→ Data:
____
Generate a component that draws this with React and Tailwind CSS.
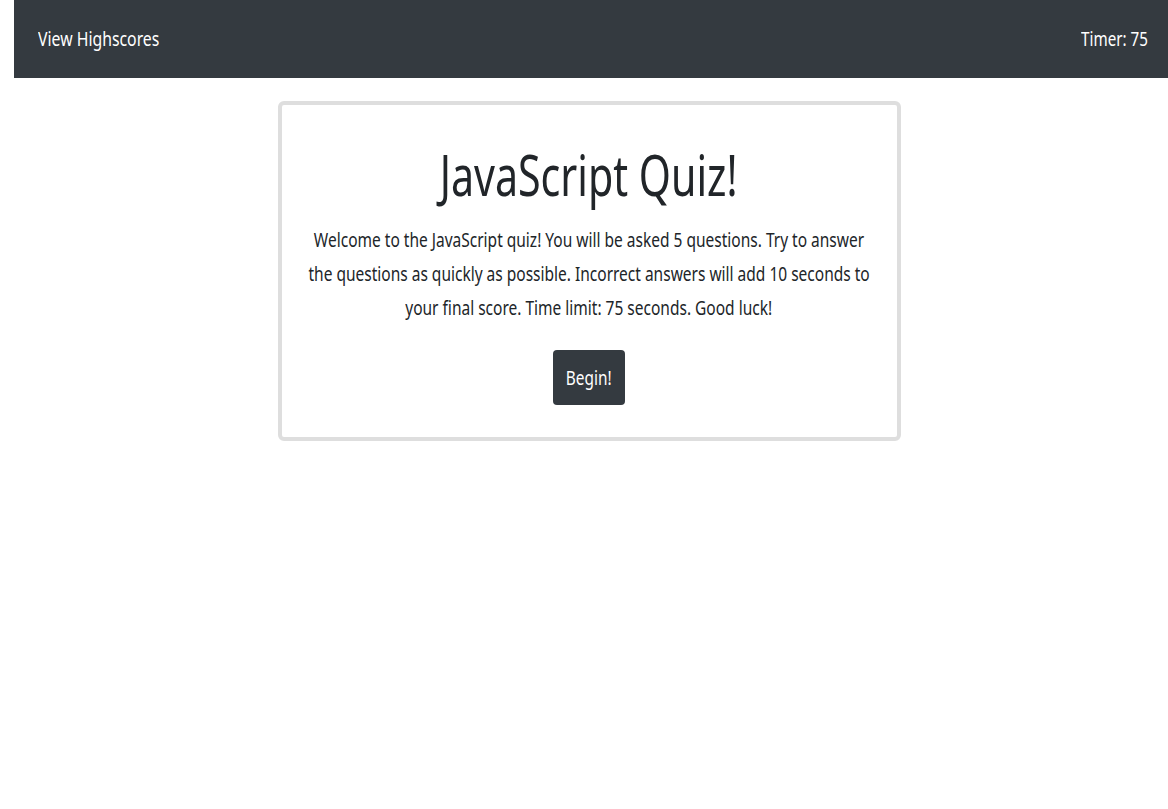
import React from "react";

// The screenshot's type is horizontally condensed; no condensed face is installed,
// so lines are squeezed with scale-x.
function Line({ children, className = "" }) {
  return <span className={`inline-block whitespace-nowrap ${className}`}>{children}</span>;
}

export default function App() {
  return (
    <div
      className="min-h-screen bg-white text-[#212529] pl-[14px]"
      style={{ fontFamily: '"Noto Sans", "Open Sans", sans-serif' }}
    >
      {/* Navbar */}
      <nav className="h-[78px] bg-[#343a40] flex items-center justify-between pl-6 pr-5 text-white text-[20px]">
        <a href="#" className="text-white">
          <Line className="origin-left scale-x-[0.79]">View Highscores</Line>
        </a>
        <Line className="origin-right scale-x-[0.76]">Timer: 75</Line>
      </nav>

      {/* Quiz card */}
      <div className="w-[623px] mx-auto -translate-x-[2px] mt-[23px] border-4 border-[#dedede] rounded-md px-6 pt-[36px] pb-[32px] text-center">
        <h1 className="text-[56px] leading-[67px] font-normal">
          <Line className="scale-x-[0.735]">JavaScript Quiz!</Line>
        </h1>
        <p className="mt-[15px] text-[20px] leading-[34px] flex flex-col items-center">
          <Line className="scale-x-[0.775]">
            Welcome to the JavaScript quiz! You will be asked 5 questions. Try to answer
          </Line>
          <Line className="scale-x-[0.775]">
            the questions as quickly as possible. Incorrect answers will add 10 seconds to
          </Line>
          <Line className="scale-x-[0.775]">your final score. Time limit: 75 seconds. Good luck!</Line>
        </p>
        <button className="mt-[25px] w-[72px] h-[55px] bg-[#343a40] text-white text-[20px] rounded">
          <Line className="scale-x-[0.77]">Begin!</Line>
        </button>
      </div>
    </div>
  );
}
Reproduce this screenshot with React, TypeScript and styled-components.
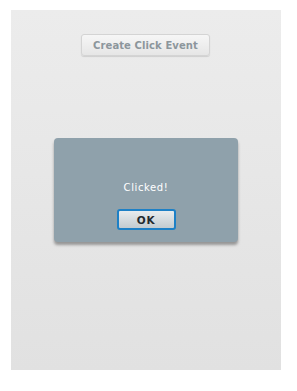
____
→ Exercise directions:
Find the word "with" in the data and show each line that holds it.

→ Solution to this exercise:
Generate a component that draws this with React and Tailwind CSS.
// so lines are squeezed with scale-x.
Reproduce this screenshot with React, TypeScript and styled-components.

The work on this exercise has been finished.